Quelques tours de trot et de galop plus tard, voilà toute la petite troupe en direction des près pour aller y gambader joyeusement. Au milieu des herbes hautes serpente un agréable chemin au bout duquel se trouve une piste circulaire où nos jeunes cavaliers vont expérimenter les joies de l'équitation en plein air. J'avoue être un peu jaloux devant leurs mines réjouies et les voir ainsi prendre un plaisir que semble partager leurs montures.
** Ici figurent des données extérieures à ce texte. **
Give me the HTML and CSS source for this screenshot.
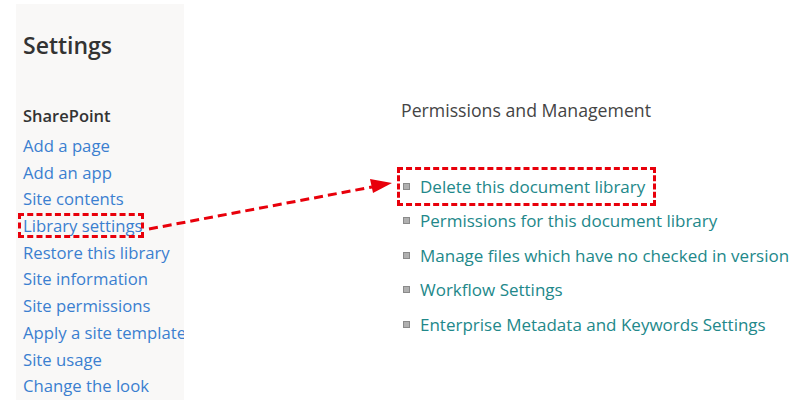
FILE: index.html
```html
<!DOCTYPE html>
<html>
<head>
<meta charset="utf-8">
<link rel="stylesheet" href="styles.css">
</head>
<body>
<div class="page">
  <aside class="sidebar">
    <h1 class="title">Settings</h1>
    <div class="group-title">SharePoint</div>
    <ul class="nav">
      <li><a>Add a page</a></li>
      <li><a>Add an app</a></li>
      <li><a>Site contents</a></li>
      <li><a class="hl-small">Library settings</a></li>
      <li><a>Restore this library</a></li>
      <li><a>Site information</a></li>
      <li><a>Site permissions</a></li>
      <li><a>Apply a site template</a></li>
      <li><a>Site usage</a></li>
      <li><a>Change the look</a></li>
    </ul>
  </aside>
  <main class="main">
    <h2 class="section">Permissions and Management</h2>
    <ul class="links">
      <li><span class="bullet"></span><a class="hl-big">Delete this document library</a></li>
      <li><span class="bullet"></span><a>Permissions for this document library</a></li>
      <li><span class="bullet"></span><a>Manage files which have no checked in version</a></li>
      <li><span class="bullet"></span><a>Workflow Settings</a></li>
      <li><span class="bullet"></span><a>Enterprise Metadata and Keywords Settings</a></li>
    </ul>
  </main>
  <svg class="arrow" width="800" height="400" viewBox="0 0 800 400">
    <line x1="149" y1="229" x2="372" y2="187" stroke="#e8000b" stroke-width="3" stroke-dasharray="9 5"/>
    <polygon points="370,179 392,183 373,193" fill="#e8000b"/>
  </svg>
</div>
</body>
</html>
```
FILE: styles.css
```css
html, body {
  margin: 0;
  padding: 0;
  background: #ffffff;
}
.page {
  position: relative;
  display: flex;
  width: 800px;
  height: 400px;
  overflow: hidden;
  font-family: "Open Sans", "Noto Sans", sans-serif;
}
.sidebar {
  width: 161px;
  flex: none;
  margin-left: 16px;
  margin-top: 4px;
  padding-left: 7px;
  background: #f9f8f7;
  overflow: hidden;
  white-space: nowrap;
}
.title {
  margin: 27px 0 0 0;
  font-size: 23px;
  font-weight: 600;
  line-height: 28px;
  color: #333333;
}
.group-title {
  margin-top: 46px;
  font-size: 16.5px;
  font-weight: 600;
  color: #333333;
  line-height: 22px;
}
.nav {
  list-style: none;
  margin: 6px 0 0 0;
  padding: 0;
}
.nav li {
  height: 26.7px;
  line-height: 26.7px;
  font-size: 16.7px;
}
.nav a {
  color: #3b7fd0;
}
.hl-small {
  outline: 3px dashed #e8000b;
  outline-offset: -2px;
  padding: 0 1px 0 4px;
  margin-left: -4px;
}
.main {
  padding-left: 217px;
  padding-top: 97px;
}
.section {
  margin: 0;
  font-size: 17.7px;
  font-weight: 400;
  color: #444444;
  line-height: 26px;
  white-space: nowrap;
}
.links {
  list-style: none;
  margin: 46px 0 0 0;
  padding: 0;
  white-space: nowrap;
}
.links li {
  display: flex;
  align-items: center;
  height: 34.5px;
  font-size: 17px;
  color: #22888a;
}
.bullet {
  width: 5px;
  height: 5px;
  background: #b0b0b0;
  border: 1px solid #8a8a8a;
  margin: 0 10px 0 2px;
  flex: none;
}
.hl-big {
  position: relative;
}
.hl-big::after {
  content: "";
  position: absolute;
  left: -23px;
  right: -11px;
  top: -8px;
  bottom: -8px;
  border: 3px dashed #e8000b;
}
.arrow {
  position: absolute;
  left: 0;
  top: 0;
  pointer-events: none;
}
```
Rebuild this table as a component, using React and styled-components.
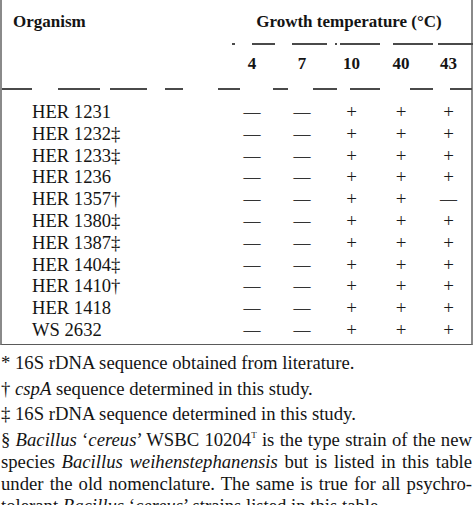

Sur le retour, nous croisons la marâtre sur le point de passer quelque onguent miraculeux sur les sabots de son cheval. Elle se retourne alors vers nous et annonce à La Monitrice d'un air suspicieux :
- C'est étrange, Itis est tout seul dans le pré...
La Mono s'immobilise quelques instants, prenant le temps d'une intense réflexion. Non, décidément, ce n'est pas possible, il devrait AU MOINS y avoir Night, la jument frappadingue uniquement montée que par quelques rares Élues. Et comme je surveille la bête depuis quelques semaines, je me permets d'ajouter que Quick, n'étant ni à l'attache, ni en reprise, aurait du s'y trouver aussi. Mystère et boule de gomme...
Comme nous devions justement aller sur place y déposer une botte de foin, j'accompagne donc La Mono pour tenter de lever le voile sur cette étrange affaire. Mais une fois arrivés, la consternation fait place au soulagement :  tous les chevaux prétendument disparus n'ont pas résisté à l'appel du foin et ont échappé au vilain sort qu'il leur avait été jeté pour réapparaître aux côté de leur congénère. Faille spatio-temporelle, enlèvement express par des extra-terrestres en recherche de sources d'ADN remarquable ou habilité extrême des chevaux et se camoufler derrière le dernier brin d'herbe de leur pré, le mystère reste entier.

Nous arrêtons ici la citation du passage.